Controlling Type 2 Diabetes With Lifestyle

By Greatorex, Susan

People who have type 2 diabetes can sometimes control their condition with diet and exercise, and avoid medication or reduce the dose they take. Even if you need medication to help control your diabetes, following a healthy meal plan and getting regular physical activity can help with control.

A healthy lifestyle will help you attain and maintain a healthy weight, manage your blood glucose level, lower blood pressure if you have high blood pressure, reduce stress and improve your mood.

According to the American Diabetes Association (ADA), people with type 2 diabetes need to be aware of their total daily caloric intake. They also need to make sure they get appropriate amounts of carbohydrates, protein and fat, and adequate amounts of vitamins and minerals each day.

Here are healthy eating tips from the ADA:

  • Eat a wide variety of foods each day. Try new foods and eat a variety of foods within each section of the U.S. Department of Agriculture's My Pyramid food plan. Visit the USDA website at for more information.

  • Eat foods that are high in fiber. These include whole grains, fruits and vegetables.

  • Eat less fat. Fats, particularly saturated fats and cholesterol, increase the risk for heart disease. Having type 2 diabetes puts you at greater risk for heart disease.

  • Use less added sugar. You don't have to give up dessert if you have type 2 diabetes, but you should practice moderation. Many sugar-free, low-calorie and low-fat desserts are available.
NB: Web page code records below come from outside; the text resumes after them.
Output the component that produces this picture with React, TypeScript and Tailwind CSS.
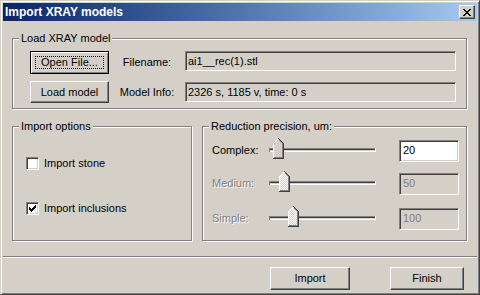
import React from 'react';

const raised =
  'border border-t-white border-l-white border-r-[#404040] border-b-[#404040] shadow-[inset_-1px_-1px_0_#808080]';
const sunken =
  'border border-t-[#808080] border-l-[#808080] border-r-white border-b-white shadow-[inset_1px_1px_0_#404040,inset_-1px_-1px_0_#d4d0c8]';
const disabledText = 'text-[#808080] [text-shadow:1px_1px_0_#fff]';

function GroupBox({ label, className, children }: { label: string; className: string; children: React.ReactNode }) {
  return (
    <div className={`relative border border-[#808080] shadow-[inset_1px_1px_0_#fff,1px_1px_0_#fff] ${className}`}>
      <span className="absolute -top-[7px] left-[6px] bg-[#d4d0c8] px-[2px] leading-[13px]">{label}</span>
      {children}
    </div>
  );
}

function Button({ label, className, isDefault }: { label: string; className: string; isDefault?: boolean }) {
  if (isDefault) {
    return (
      <div
        className={`relative flex items-center justify-center border border-black shadow-[inset_1px_1px_0_#fff,inset_-1px_-1px_0_#808080] ${className}`}
      >
        <span className="absolute inset-[4px] border border-dotted border-black" />
        <span className="leading-[13px]">{label}</span>
      </div>
    );
  }
  return (
    <div className={`flex items-center justify-center ${raised} ${className}`}>
      <span className="leading-[13px]">{label}</span>
    </div>
  );
}

function Checkbox({ checked, label }: { checked: boolean; label: string }) {
  const cells = [
    [2, 4], [3, 5], [4, 6], [5, 5], [6, 4], [7, 3], [8, 2],
  ];
  return (
    <div className="flex h-[13px] items-center">
      <div className={`h-[13px] w-[13px] bg-white ${sunken}`}>
        {checked && (
          <svg width="11" height="11" viewBox="0 0 11 11" className="block">
            {cells.map(([x, y]) => (
              <rect key={x} x={x} y={y} width="1" height="3" fill="#000" />
            ))}
          </svg>
        )}
      </div>
      <span className="ml-[5px] leading-[13px]">{label}</span>
    </div>
  );
}

function Thumb({ x, disabled }: { x: number; disabled?: boolean }) {
  return (
    <g transform={`translate(${x},0)`}>
      <path d="M0 5 L5 0 L10 5 L10 20 L0 20 Z" fill={disabled ? 'url(#dither)' : '#d4d0c8'} />
      <path d="M0.5 20 L0.5 5.5 L5.5 0.5" stroke="#fff" fill="none" />
      <path d="M5.5 0.5 L10.5 5.5 L10.5 20.5 L0 20.5" stroke="#404040" fill="none" />
      <path d="M5.5 1.8 L9.5 5.8 L9.5 19.5 L1 19.5" stroke="#808080" fill="none" />
    </g>
  );
}

function Slider({ pos, disabled }: { pos: number; disabled?: boolean }) {
  return (
    <svg width="107" height="25" viewBox="0 0 107 25" className="block shrink-0" shapeRendering="crispEdges">
      <defs>
        <pattern id="dither" width="2" height="2" patternUnits="userSpaceOnUse">
          <rect width="2" height="2" fill="#d4d0c8" />
          <rect width="1" height="1" fill="#fff" />
          <rect x="1" y="1" width="1" height="1" fill="#fff" />
        </pattern>
      </defs>
      <rect x="0" y="10" width="107" height="1" fill="#808080" />
      <rect x="0" y="11" width="106" height="1" fill="#404040" />
      <rect x="0" y="13" width="107" height="1" fill="#fff" />
      <rect x="0" y="10" width="1" height="4" fill="#808080" />
      <rect x="106" y="10" width="1" height="4" fill="#fff" />
      <Thumb x={pos} disabled={disabled} />
    </svg>
  );
}

function PrecisionRow({ label, value, pos, disabled }: { label: string; value: string; pos: number; disabled?: boolean }) {
  return (
    <div className="flex h-[23px] items-center">
      <span className={`w-[57px] leading-[13px] ${disabled ? disabledText : ''}`}>{label}</span>
      <Slider pos={pos} disabled={disabled} />
      <div
        className={`ml-[23px] flex h-[22px] w-[60px] items-center pl-[3px] ${sunken} ${
          disabled ? 'bg-[#d4d0c8] text-[#808080]' : 'bg-white'
        }`}
      >
        <span className="leading-[13px]">{value}</span>
      </div>
    </div>
  );
}

export default function App() {
  return (
    <div className="h-[295px] w-[480px] bg-[#d4d0c8] p-[2px] font-['Liberation_Sans',Arial,sans-serif] text-[11px] text-black border border-t-[#d4d0c8] border-l-[#d4d0c8] border-r-[#404040] border-b-[#404040] shadow-[inset_1px_1px_0_#fff,inset_-1px_-1px_0_#808080]">
      <div className="flex h-[18px] items-center justify-between bg-linear-to-r from-[#0a246a] to-[#a6caf0] pl-[2px] pr-[2px]">
        <span className="text-[12px] font-bold leading-[14px] text-white">Import XRAY models</span>
        <div className={`flex h-[14px] w-[16px] items-center justify-center bg-[#d4d0c8] ${raised}`}>
          <svg width="8" height="7" viewBox="0 0 8 7" className="block" shapeRendering="crispEdges">
            <path d="M0 0h2v1h-2zM6 0h2v1h-2zM1 1h2v1h-2zM5 1h2v1h-2zM2 2h4v1h-4zM3 3h2v1h-2zM2 4h4v1h-4zM1 5h2v1h-2zM5 5h2v1h-2zM0 6h2v1h-2zM6 6h2v1h-2z" fill="#000" />
          </svg>
        </div>
      </div>

      <div className="pl-[9px] pt-[17px]">
        <GroupBox label="Load XRAY model" className="h-[71px] w-[455px] pl-[17px] pt-[12px]">
          <div className="flex h-[23px] items-start">
            <Button label="Open File..." className="h-[23px] w-[79px]" isDefault />
            <span className="w-[76px] self-center text-center leading-[13px]">Filename:</span>
            <div className={`flex h-[20px] w-[271px] items-center bg-[#d4d0c8] pl-[2px] ${sunken}`}>
              <span className="leading-[13px]">ai1__rec(1).stl</span>
            </div>
          </div>
          <div className="mt-[7px] flex h-[23px] items-start">
            <Button label="Load model" className="h-[22px] w-[79px]" />
            <span className="w-[76px] self-center text-center leading-[13px]">Model Info:</span>
            <div className={`mt-[1px] flex h-[20px] w-[271px] items-center bg-[#d4d0c8] pl-[2px] ${sunken}`}>
              <span className="leading-[13px]">2326 s, 1185 v, time: 0 s</span>
            </div>
          </div>
        </GroupBox>

        <div className="mt-[17px] flex gap-[10px]">
          <GroupBox label="Import options" className="h-[115px] w-[180px] pl-[13px] pt-[30px]">
            <Checkbox checked={false} label="Import stone" />
            <div className="mt-[32px]">
              <Checkbox checked label="Import inclusions" />
            </div>
          </GroupBox>
          <GroupBox label="Reduction precision, um:" className="h-[115px] w-[265px] pl-[9px] pt-[12px]">
            <PrecisionRow label="Complex:" value="20" pos={4} />
            <div className="mt-[10px]">
              <PrecisionRow label="Medium:" value="50" pos={10} disabled />
            </div>
            <div className="mt-[12px]">
              <PrecisionRow label="Simple:" value="100" pos={19} disabled />
            </div>
          </GroupBox>
        </div>
      </div>

      <div className="mt-[15px] h-[2px] border-t border-b border-t-[#808080] border-b-white" />

      <div className="mt-[9px] flex justify-end gap-[40px] pr-[13px]">
        <Button label="Import" className="h-[23px] w-[80px]" />
        <Button label="Finish" className="h-[23px] w-[74px]" />
      </div>
    </div>
  );
}
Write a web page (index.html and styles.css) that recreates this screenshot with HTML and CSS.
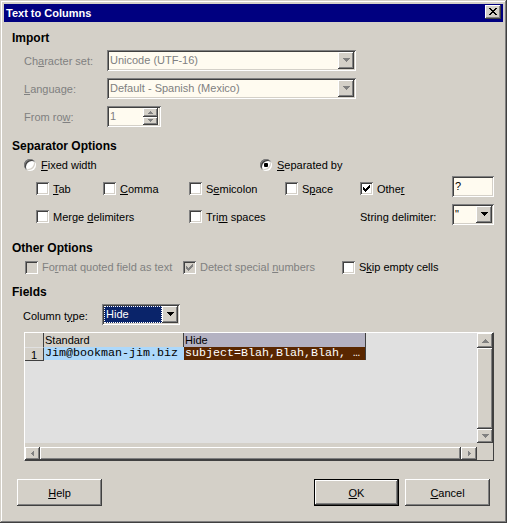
FILE: index.html
```html
<!DOCTYPE html>
<html>
<head>
<meta charset="utf-8">
<title>Text to Columns</title>
<link rel="stylesheet" href="styles.css">
</head>
<body>
<div class="window">
  <div class="titlebar">
    <span class="title">Text to Columns</span>
    <span class="close"><svg width="8" height="7" viewBox="0 0 8 7"><path d="M0 0h2v1H0zM6 0h2v1H6zM1 1h2v1H1zM5 1h2v1H5zM2 2h4v1H2zM3 3h2v1H3zM2 4h4v1H2zM1 5h2v1H1zM5 5h2v1H5zM0 6h2v1H0zM6 6h2v1H6z"/></svg></span>
  </div>
  <div class="dialog">
    <div class="heading h-import">Import</div>

    <div class="frow r-first">
      <span class="flabel dis">Ch<u>a</u>racter set:</span>
      <div class="combo dis wide"><span class="val">Unicode (UTF-16)</span><span class="ddbtn"><svg width="7" height="4" viewBox="0 0 7 4"><path d="M0 0h7v1H0zM1 1h5v1H1zM2 2h3v1H2zM3 3h1v1H3z"/></svg></span></div>
    </div>
    <div class="frow r-next">
      <span class="flabel dis"><u>L</u>anguage:</span>
      <div class="combo dis wide"><span class="val">Default - Spanish (Mexico)</span><span class="ddbtn"><svg width="7" height="4" viewBox="0 0 7 4"><path d="M0 0h7v1H0zM1 1h5v1H1zM2 2h3v1H2zM3 3h1v1H3z"/></svg></span></div>
    </div>
    <div class="frow r-next">
      <span class="flabel dis">From ro<u>w</u>:</span>
      <div class="spin dis">
        <span class="val">1</span>
        <span class="spinbtns">
          <span class="sbtn"><svg width="5" height="3" viewBox="0 0 5 3"><path d="M2 0h1v1H2zM1 1h3v1H1zM0 2h5v1H0z"/></svg></span>
          <span class="sbtn"><svg width="5" height="3" viewBox="0 0 5 3"><path d="M0 0h5v1H0zM1 1h3v1H1zM2 2h1v1H2z"/></svg></span>
        </span>
      </div>
    </div>

    <div class="heading h-sep">Separator Options</div>
    <div class="radios">
      <label class="opt"><span class="radio"></span><span><u>F</u>ixed width</span></label>
      <label class="opt"><span class="radio on"></span><span><u>S</u>eparated by</span></label>
    </div>
    <div class="seps">
      <label class="opt low"><span class="cb"></span><span><u>T</u>ab</span></label>
      <label class="opt low"><span class="cb"></span><span><u>C</u>omma</span></label>
      <label class="opt low"><span class="cb"></span><span>S<u>e</u>micolon</span></label>
      <label class="opt low"><span class="cb"></span><span>S<u>p</u>ace</span></label>
      <label class="opt low"><span class="cb"><svg class="check" width="7" height="7" viewBox="0 0 7 7"><path d="M6 0h1v1H6zM5 1h2v1H5zM0 2h1v1H0zM4 2h3v1H4zM0 3h2v1H0zM3 3h3v1H3zM0 4h5v1H0zM1 5h3v1H1zM2 6h1v1H2z"/></svg></span><span>Othe<u>r</u></span></label>
      <div class="textbox">?</div>
      <label class="opt low span2"><span class="cb"></span><span>Merge <u>d</u>elimiters</span></label>
      <label class="opt low span2"><span class="cb"></span><span>Tri<u>m</u> spaces</span></label>
      <span class="txt low">Strin<u>g</u> delimiter:</span>
      <div class="combo small"><span class="val">"</span><span class="ddbtn"><svg width="7" height="4" viewBox="0 0 7 4"><path d="M0 0h7v1H0zM1 1h5v1H1zM2 2h3v1H2zM3 3h1v1H3z"/></svg></span></div>
    </div>

    <div class="heading h-other">Other Options</div>
    <div class="others">
      <label class="opt dis"><span class="cb off"></span><span>Fo<u>r</u>mat quoted field as text</span></label>
      <label class="opt dis"><span class="cb off"><svg class="check" width="7" height="7" viewBox="0 0 7 7"><path d="M6 0h1v1H6zM5 1h2v1H5zM0 2h1v1H0zM4 2h3v1H4zM0 3h2v1H0zM3 3h3v1H3zM0 4h5v1H0zM1 5h3v1H1zM2 6h1v1H2z"/></svg></span><span>Detect special <u>n</u>umbers</span></label>
      <label class="opt"><span class="cb"></span><span>S<u>k</u>ip empty cells</span></label>
    </div>

    <div class="heading h-fields">Fields</div>
    <div class="ctrow">
      <span class="ctlabel">Column t<u>y</u>pe:</span>
      <div class="combo ctype"><span class="val sel"><span class="focus">Hide</span></span><span class="ddbtn"><svg width="7" height="4" viewBox="0 0 7 4"><path d="M0 0h7v1H0zM1 1h5v1H1zM2 2h3v1H2zM3 3h1v1H3z"/></svg></span></div>
    </div>

    <div class="grid">
      <div class="gcontent">
        <div class="table">
          <div class="c corner"></div>
          <div class="c hstd">Standard</div>
          <div class="c hhide">Hide</div>
          <div class="c rowhead">1</div>
          <div class="c dstd">Jim@bookman-jim.biz</div>
          <div class="c dhide">subject=Blah,Blah,Blah, …</div>
        </div>
      </div>
      <div class="vscroll">
        <span class="sbtnv"><svg width="7" height="4" viewBox="0 0 7 4"><path d="M3 0h1v1H3zM2 1h3v1H2zM1 2h5v1H1zM0 3h7v1H0z"/></svg></span>
        <span class="vthumb"></span>
        <span class="sbtnv"><svg width="7" height="4" viewBox="0 0 7 4"><path d="M0 0h7v1H0zM1 1h5v1H1zM2 2h3v1H2zM3 3h1v1H3z"/></svg></span>
      </div>
      <div class="hscroll">
        <span class="sbtnh"><svg width="3" height="5" viewBox="0 0 3 5"><path d="M2 0h1v5H2zM1 1h1v3H1zM0 2h1v1H0z"/></svg></span>
        <span class="hthumb"></span>
        <span class="sbtnh"><svg width="3" height="5" viewBox="0 0 3 5"><path d="M0 0h1v5H0zM1 1h1v3H1zM2 2h1v1H2z"/></svg></span>
      </div>
      <div class="sizer"></div>
    </div>

    <div class="buttons">
      <button class="btn"><u>H</u>elp</button>
      <div class="btngroup">
        <button class="btn default"><u>O</u>K</button>
        <button class="btn"><u>C</u>ancel</button>
      </div>
    </div>
  </div>
</div>
</body>
</html>
```

FILE: styles.css
```css
* { box-sizing: border-box; }
html, body { margin: 0; padding: 0; }
body {
  background: #d4d0c8;
  font-family: "Liberation Sans", Arial, sans-serif;
  font-size: 11px;
  color: #000;
}
u { text-underline-offset: 1px; }

.window {
  width: 507px;
  height: 523px;
  padding: 4px;
  background: #d4d0c8;
  box-shadow: inset -1px -1px #404040, inset 1px 1px #d4d0c8, inset -2px -2px #808080, inset 2px 2px #fff;
}

.titlebar {
  height: 18px;
  background: #000080;
  display: flex;
  align-items: center;
  justify-content: space-between;
  padding: 0 2px;
}
.title {
  color: #fff;
  font-weight: bold;
  font-size: 11px;
  line-height: 18px;
}
.close {
  width: 16px;
  height: 14px;
  margin-bottom: 2px;
  background: #d4d0c8;
  box-shadow: inset -1px -1px #404040, inset 1px 1px #fff, inset -2px -2px #808080;
  display: flex;
  align-items: center;
  justify-content: center;
  padding-bottom: 1px;
}
svg { display: block; shape-rendering: crispEdges; }

.dialog { padding: 0 8px; }

.heading {
  font-weight: bold;
  font-size: 12px;
  line-height: 16px;
  height: 16px;
}
.h-import { margin-top: 8px; }
.h-sep { margin-top: 11px; }
.h-other { margin-top: 15px; }
.h-fields { margin-top: 9px; }

.dis { color: #808080; }

.frow {
  display: flex;
  align-items: center;
  height: 21px;
  padding-left: 12px;
}
.r-first { margin-top: 4px; }
.r-next { margin-top: 7px; }
.flabel { width: 83px; }

.combo, .spin, .textbox {
  background: #fffbf0;
  box-shadow: inset 1px 1px #808080, inset -1px -1px #fff, inset 2px 2px #404040, inset -2px -2px #d4d0c8;
}
.combo {
  display: flex;
  height: 21px;
  padding: 2px;
}
.combo .val {
  flex: 1;
  line-height: 17px;
  padding-left: 1px;
  white-space: nowrap;
  overflow: hidden;
}
.ddbtn {
  width: 16px;
  height: 17px;
  background: #d4d0c8;
  box-shadow: inset -1px -1px #404040, inset 1px 1px #fff, inset -2px -2px #808080;
  display: flex;
  align-items: center;
  justify-content: center;
  padding-bottom: 1px;
}
.combo.dis .ddbtn svg, .spin.dis svg { fill: #808080; }
.wide { width: 249px; }

.spin {
  width: 54px;
  height: 21px;
  display: flex;
  padding: 2px;
}
.spin .val { flex: 1; line-height: 17px; padding-left: 1px; }
.spinbtns { display: flex; flex-direction: column; width: 15px; margin-right: 1px; }
.sbtn {
  flex: 1;
  background: #d4d0c8;
  box-shadow: inset -1px -1px #404040, inset 1px 1px #fff, inset -2px -2px #808080;
  display: flex;
  align-items: center;
  justify-content: center;
}

.opt {
  display: flex;
  align-items: center;
  gap: 4px;
  white-space: nowrap;
}
.radios {
  display: grid;
  grid-template-columns: 236px auto;
  height: 16px;
  margin-top: 3px;
  margin-left: 12px;
  align-items: center;
}
.radios .opt { gap: 5px; }
.radio {
  width: 12px;
  height: 12px;
  border-radius: 50%;
  background: #fff;
  box-shadow: inset 1px 1px #808080, inset -1px -1px #fff, inset 2px 2px #404040, inset -2px -2px #d4d0c8;
  display: flex;
  align-items: center;
  justify-content: center;
}
.radio.on::after {
  content: "";
  width: 4px;
  height: 4px;
  border-radius: 1px;
  background: #000;
}

.cb {
  width: 13px;
  height: 13px;
  flex: none;
  background: #fff;
  box-shadow: inset 1px 1px #808080, inset -1px -1px #fff, inset 2px 2px #404040, inset -2px -2px #d4d0c8;
  display: flex;
  align-items: center;
  justify-content: center;
}
.cb.off { background: #d4d0c8; }
.cb.off .check { fill: #808080; }

.seps {
  display: grid;
  grid-template-columns: 67px 86px 96px 75px 92px 42px;
  grid-template-rows: 21px 21px;
  row-gap: 7px;
  margin-top: 3px;
  margin-left: 24px;
  align-items: center;
}
.low { margin-top: 4px; }
.span2 { grid-column: span 2; }
.txt { white-space: nowrap; }
.textbox {
  height: 21px;
  padding: 2px 3px;
  line-height: 17px;
}
.combo.small { width: 42px; }

.others {
  display: grid;
  grid-template-columns: 158px 159px auto;
  height: 16px;
  margin-top: 3px;
  margin-left: 13px;
  align-items: center;
}

.ctrow {
  display: flex;
  align-items: center;
  height: 21px;
  margin-top: 4px;
  padding-left: 11px;
}
.ctlabel { width: 79px; margin-top: 2px; }
.combo.ctype { width: 78px; }
.val.sel {
  background: #0a246a;
  color: #fff;
  padding: 0;
  display: flex;
}
.focus {
  flex: 1;
  border: 1px dotted #fff;
  line-height: 15px;
  padding-left: 1px;
}

.grid {
  margin-top: 7px;
  margin-left: 12px;
  width: 470px;
  height: 129px;
  border: 1px solid;
  border-color: #fff #404040 #404040 #fff;
  display: grid;
  grid-template-columns: 1fr 16px;
  grid-template-rows: 110px 17px;
}
.gcontent { background: #e0e0e0; overflow: hidden; }
.table {
  display: grid;
  grid-template-columns: 19px 140px 182px;
  grid-template-rows: 14px 14px;
}
.c { line-height: 13px; white-space: nowrap; overflow: hidden; }
.corner { background: #d4d0c8; border-right: 1px solid #404040; }
.hstd { background: #d4d0c8; border-right: 1px solid #404040; padding-left: 1px; line-height: 14px; }
.hhide { background: #b4b2c2; border-right: 1px solid #404040; padding-left: 1px; line-height: 14px; }
.rowhead {
  background: #d4d0c8;
  border-right: 1px solid #404040;
  border-bottom: 1px solid #404040;
  border-top: 1px solid #e0e0e0;
  text-align: center;
  line-height: 12px;
  padding-top: 1px;
}
.dstd, .dhide {
  font-family: "Liberation Mono", "DejaVu Sans Mono", monospace;
  font-size: 11.67px;
  line-height: 13px;
  height: 13px;
  padding-left: 1px;
}
.dstd { background: #add8fa; color: #000; }
.dhide { background: #5a2700; color: #fff; border-right: 1px solid #404040; }

.vscroll {
  display: flex;
  flex-direction: column;
  background: #d4d0c8;
}
.sbtnv, .sbtnh, .vthumb, .hthumb {
  background: #d4d0c8;
  box-shadow: inset -1px -1px #404040, inset 1px 1px #fff, inset -2px -2px #808080;
  display: flex;
  align-items: center;
  justify-content: center;
}
.sbtnv { height: 15px; fill: #808080; }
.sbtnv:last-child { height: 14px; }
.vthumb { flex: 1; }
.hscroll {
  display: flex;
  background: #d4d0c8;
  padding-top: 3px;
  border-top: 1px solid #d4d0c8;
}
.sbtnh { width: 15px; fill: #808080; }
.sbtnh:last-child { width: 16px; }
.hthumb { flex: 1; }
.sizer { background: #d4d0c8; }

.buttons {
  display: flex;
  justify-content: space-between;
  margin: 18px 5px 0;
  height: 27px;
}
.btngroup { display: flex; gap: 6px; }
.btn {
  width: 85px;
  height: 27px;
  border: 0;
  padding: 0;
  background: #d4d0c8;
  font-family: "Liberation Sans", Arial, sans-serif;
  font-size: 11px;
  color: #000;
  box-shadow: inset -1px -1px #404040, inset 1px 1px #fff, inset -2px -2px #808080;
}
.btn.default {
  border: 1px solid #000;
}
```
  • Don’t salt your food. When shopping or eating out, choose foods that are lower in sodium. Most of your daily sodium intake comes from processed foods.

  • Engage in moderate to vigorous physically activity daily. Try to get at least 30 to 60 minutes of moderate exercise each day, which can help with weight management and blood sugar control. Your exercise program should include aerobic exercise, activities that increases your heart and breathing rates; strength training; and stretching exercises to increase your flexibility. Check with your health care provider before starting an exercise program.

  • If your doctor has prescribed medications for you to take, it's important to balance the foods you eat with your medications and exercise to help maintain and manage blood sugar levels. Your doctor or dietitian can help you design a meal plan that works best for you and your lifestyle.

Five days of tasty meals

Here's an example of a meal plan for people trying to control their weight or type 2 diabetes. Be sure to consult with your doctor or dietitian for the best meal plan for you:


Breakfast: 2 small blueberry pancakes (1 starch, 1 fat, 1 fruit). Add less than a teaspoon of light tub margarine and 2 tablespoons sugar-free syrup, which don't count.

Mid-morning snack: 2 small tangerines (1 fruit), 1 cup plain fat-free yogurt (1 milk).

Lunch: Chef's salad: lettuce, tomato, cucumbers, onions, red pepper, topped with 1 ounce turkey, 1 hard-cooked egg, 1 ounce low-fat cheddar cheese (3 vegetable, 1 meat). Add 4 crisp bread sticks (2 starch).

Mid-afternoon snack: 3 cups microwave popcorn (1 starch, 1 fat). 1 cup reduced-calorie cranberry juice cocktail (1 fruit).

Dinner: 3-ounce top-grade steak (1 meat) with 1/2 cup steamed spinach, roasted Vidalia onion, carrots, zucchini and red pepper strips (3 vegetable); add 1 teaspoon olive oil. Large slice of bakery whole-grain bread (2 starch).

Evening snack: Sugar-free gelatin with 1 cup raspberries, topped with yogurt (1 fruit).


Breakfast: 1/2 grapefruit, cereal, 1 cup skim milk (1 starch, 1 milk, 1 fruit).

Mid-morning snack: 4-ounce orange juice (1 fruit).

Lunch: Omelet of 1/2 cup egg substitute and 1 ounce low-fat cheese, chopped vegetables (1 meat, 1 vegetable), baked "home-fry" style potatoes with onions (1 starch), 2 slices rye toast (2 starch) with 1 teaspoon reduced fat margarine and 2 teaspoons low-sugar jam.